• [DATASET CONTENT]
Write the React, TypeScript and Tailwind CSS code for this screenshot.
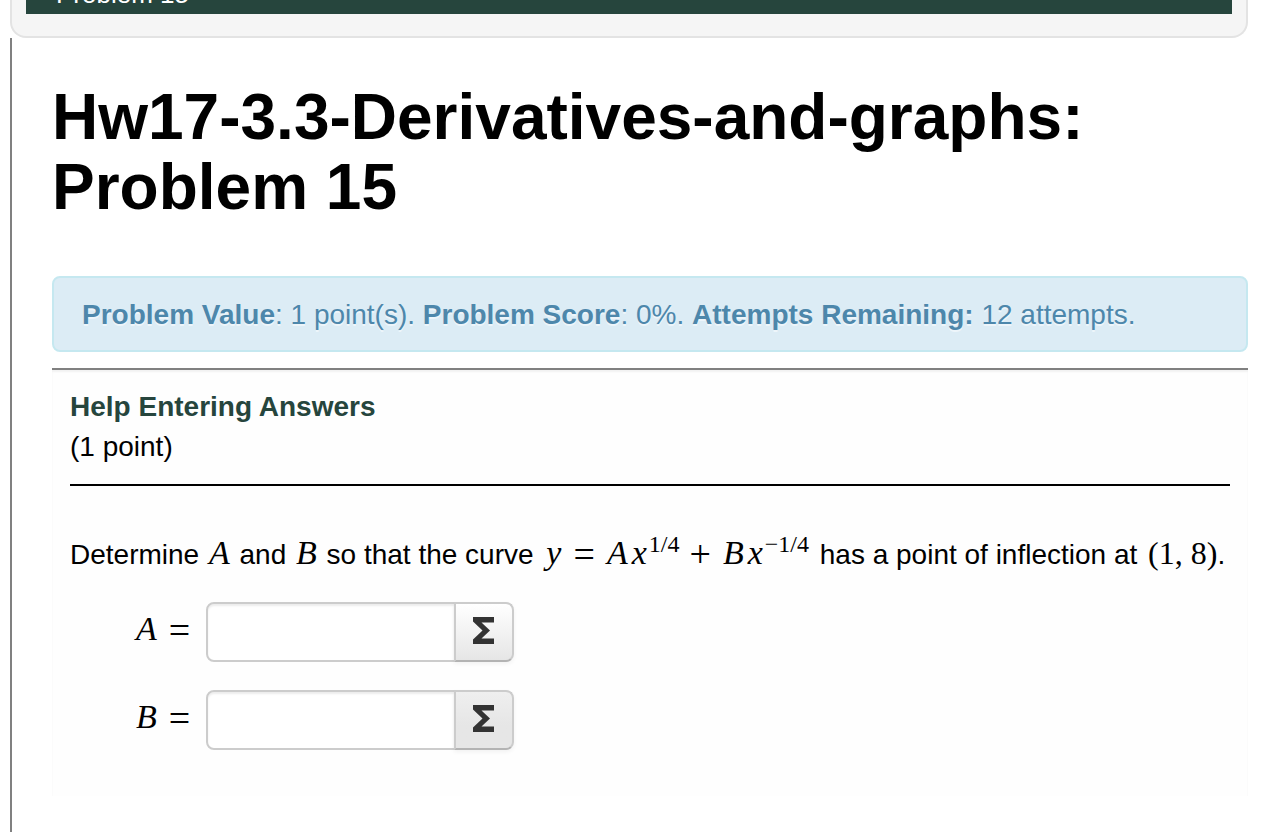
import React from 'react';

const answers = [
  { name: 'A', active: false },
  { name: 'B', active: true }
];

function Variable({ children }: { children: React.ReactNode }) {
  return <i className="px-[2px] font-['Liberation_Serif',serif] text-[34px] leading-[0]">{children}</i>;
}

function Operator({ children }: { children: React.ReactNode }) {
  return (
    <span className="mx-[10px] align-[-3px] font-['Liberation_Serif',serif] text-[38px] leading-[0]">
      {children}
    </span>
  );
}

function Exponent({ children }: { children: React.ReactNode }) {
  return (
    <sup className="static align-[12px] font-['Liberation_Serif',serif] text-[24px] leading-[0]">
      {children}
    </sup>
  );
}

function SigmaIcon() {
  return (
    <svg width="22" height="28" viewBox="0 0 22 28" fill="#333333" aria-hidden="true">
      <path d="M0 0H21V5.5H8.5L17 13.5L8.5 21.5H21V27H0V22.5L9.5 13.5L0 4.5Z" />
    </svg>
  );
}

function AnswerRow({ name, active }: { name: string; active: boolean }) {
  return (
    <div className="flex items-center">
      <label htmlFor={`answer-${name}`} className="mr-[6px] pb-[2px] whitespace-nowrap">
        <Variable>{name}</Variable>
        <Operator>=</Operator>
      </label>
      <input
        id={`answer-${name}`}
        type="text"
        className="h-[60px] w-[250px] rounded-l-lg border-2 border-[#cccccc] bg-white px-3 shadow-[inset_0_2px_2px_rgba(0,0,0,0.075)] outline-none"
      />
      <button
        type="button"
        aria-label={`Open equation editor for ${name}`}
        className={`-ml-[2px] flex h-[60px] w-[60px] items-center justify-center rounded-r-lg border-2 border-[#cccccc] border-b-[#b3b3b3] pb-[2px] shadow-[0_2px_4px_rgba(0,0,0,0.05)] ${
          active ? 'bg-linear-to-b from-[#efefef] to-[#e6e6e6] to-60%' : 'bg-linear-to-b from-white to-[#e6e6e6]'
        }`}
      >
        <SigmaIcon />
      </button>
    </div>
  );
}

export default function App() {
  return (
    <div className="flex min-h-screen flex-col bg-white pr-7 pl-[10px] font-['Liberation_Sans',Arial,sans-serif] text-[28px] leading-[40px] text-black">
      <nav className="rounded-b-2xl border-2 border-t-0 border-[#e3e3e3] bg-[#f5f5f5] px-[14px] pb-[22px]">
        <a
          href="#problem"
          className="flex h-[14px] items-end overflow-hidden bg-[#26453d] px-[30px] text-[26px] text-white"
        >
          Problem 15
        </a>
      </nav>

      <main id="problem" className="flex-1 border-l-2 border-[#808080] pt-11 pb-9 pl-10">
        <h1 className="text-[64px] leading-[70px] font-bold">
          Hw17-3.3-Derivatives-and-graphs: Problem 15
        </h1>

        <div className="mt-[54px] rounded-lg border-2 border-[#c5e8f0] bg-[#dcecf5] px-7 pt-[17px] pb-[15px] text-[#4d87ab] [text-shadow:0_2px_0_rgba(255,255,255,0.5)]">
          <b>Problem Value</b>: 1 point(s). <b>Problem Score</b>: 0%. <b>Attempts Remaining:</b> 12 attempts.
        </div>

        <section className="mt-4 border-t-2 border-[#808080] bg-[#fefefe] px-[18px] pt-[17px] pb-[46px] shadow-[inset_0_2px_2px_rgba(0,0,0,0.05)]">
          <a href="#help" className="font-bold text-[#26453d]">
            Help Entering Answers
          </a>
          <p>(1 point)</p>
          <hr className="mt-[17px] border-t-2 border-black" />

          <p className="mt-[49px] -mr-2">
            Determine <Variable>A</Variable> and <Variable>B</Variable> so that the curve{' '}
            <span className="px-[3px] whitespace-nowrap">
              <Variable>y</Variable>
              <Operator>=</Operator>
              <Variable>A</Variable>
              <Variable>x</Variable>
              <Exponent>1/4</Exponent>
              <Operator>+</Operator>
              <Variable>B</Variable>
              <Variable>x</Variable>
              <Exponent>−1/4</Exponent>
            </span>{' '}
            has a point of inflection at{' '}
            <span className="whitespace-nowrap">
              <span className="pl-[3px] font-['Liberation_Serif',serif] text-[32px] leading-[0]">(1, 8)</span>.
            </span>
          </p>

          <div className="mt-[27px] flex flex-col gap-7 pl-16">
            {answers.map((answer) => (
              <AnswerRow key={answer.name} name={answer.name} active={answer.active} />
            ))}
          </div>
        </section>
      </main>
    </div>
  );
}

• [WORK INSTRUCTIONS]
Without the pictures, retype the whole of the material above exactly.

• [COMPLETED TASK]
Write the React, TypeScript and Tailwind CSS code for this screenshot.
import React from 'react';

const answers = [
  { name: 'A', active: false },
  { name: 'B', active: true }
];

function Variable({ children }: { children: React.ReactNode }) {
  return <i className="px-[2px] font-['Liberation_Serif',serif] text-[34px] leading-[0]">{children}</i>;
}

function Operator({ children }: { children: React.ReactNode }) {
  return (
    <span className="mx-[10px] align-[-3px] font-['Liberation_Serif',serif] text-[38px] leading-[0]">
      {children}
    </span>
  );
}

function Exponent({ children }: { children: React.ReactNode }) {
  return (
    <sup className="static align-[12px] font-['Liberation_Serif',serif] text-[24px] leading-[0]">
      {children}
    </sup>
  );
}

function SigmaIcon() {
  return (
    <svg width="22" height="28" viewBox="0 0 22 28" fill="#333333" aria-hidden="true">
      <path d="M0 0H21V5.5H8.5L17 13.5L8.5 21.5H21V27H0V22.5L9.5 13.5L0 4.5Z" />
    </svg>
  );
}

function AnswerRow({ name, active }: { name: string; active: boolean }) {
  return (
    <div className="flex items-center">
      <label htmlFor={`answer-${name}`} className="mr-[6px] pb-[2px] whitespace-nowrap">
        <Variable>{name}</Variable>
        <Operator>=</Operator>
      </label>
      <input
        id={`answer-${name}`}
        type="text"
        className="h-[60px] w-[250px] rounded-l-lg border-2 border-[#cccccc] bg-white px-3 shadow-[inset_0_2px_2px_rgba(0,0,0,0.075)] outline-none"
      />
      <button
        type="button"
        aria-label={`Open equation editor for ${name}`}
        className={`-ml-[2px] flex h-[60px] w-[60px] items-center justify-center rounded-r-lg border-2 border-[#cccccc] border-b-[#b3b3b3] pb-[2px] shadow-[0_2px_4px_rgba(0,0,0,0.05)] ${
          active ? 'bg-linear-to-b from-[#efefef] to-[#e6e6e6] to-60%' : 'bg-linear-to-b from-white to-[#e6e6e6]'
        }`}
      >
        <SigmaIcon />
      </button>
    </div>
  );
}

export default function App() {
  return (
    <div className="flex min-h-screen flex-col bg-white pr-7 pl-[10px] font-['Liberation_Sans',Arial,sans-serif] text-[28px] leading-[40px] text-black">
      <nav className="rounded-b-2xl border-2 border-t-0 border-[#e3e3e3] bg-[#f5f5f5] px-[14px] pb-[22px]">
        <a
          href="#problem"
          className="flex h-[14px] items-end overflow-hidden bg-[#26453d] px-[30px] text-[26px] text-white"
        >
          Problem 15
        </a>
      </nav>

      <main id="problem" className="flex-1 border-l-2 border-[#808080] pt-11 pb-9 pl-10">
        <h1 className="text-[64px] leading-[70px] font-bold">
          Hw17-3.3-Derivatives-and-graphs: Problem 15
        </h1>

        <div className="mt-[54px] rounded-lg border-2 border-[#c5e8f0] bg-[#dcecf5] px-7 pt-[17px] pb-[15px] text-[#4d87ab] [text-shadow:0_2px_0_rgba(255,255,255,0.5)]">
          <b>Problem Value</b>: 1 point(s). <b>Problem Score</b>: 0%. <b>Attempts Remaining:</b> 12 attempts.
        </div>

        <section className="mt-4 border-t-2 border-[#808080] bg-[#fefefe] px-[18px] pt-[17px] pb-[46px] shadow-[inset_0_2px_2px_rgba(0,0,0,0.05)]">
          <a href="#help" className="font-bold text-[#26453d]">
            Help Entering Answers
          </a>
          <p>(1 point)</p>
          <hr className="mt-[17px] border-t-2 border-black" />

          <p className="mt-[49px] -mr-2">
            Determine <Variable>A</Variable> and <Variable>B</Variable> so that the curve{' '}
            <span className="px-[3px] whitespace-nowrap">
              <Variable>y</Variable>
              <Operator>=</Operator>
              <Variable>A</Variable>
              <Variable>x</Variable>
              <Exponent>1/4</Exponent>
              <Operator>+</Operator>
              <Variable>B</Variable>
              <Variable>x</Variable>
              <Exponent>−1/4</Exponent>
            </span>{' '}
            has a point of inflection at{' '}
            <span className="whitespace-nowrap">
              <span className="pl-[3px] font-['Liberation_Serif',serif] text-[32px] leading-[0]">(1, 8)</span>.
            </span>
          </p>

          <div className="mt-[27px] flex flex-col gap-7 pl-16">
            {answers.map((answer) => (
              <AnswerRow key={answer.name} name={answer.name} active={answer.active} />
            ))}
          </div>
        </section>
      </main>
    </div>
  );
}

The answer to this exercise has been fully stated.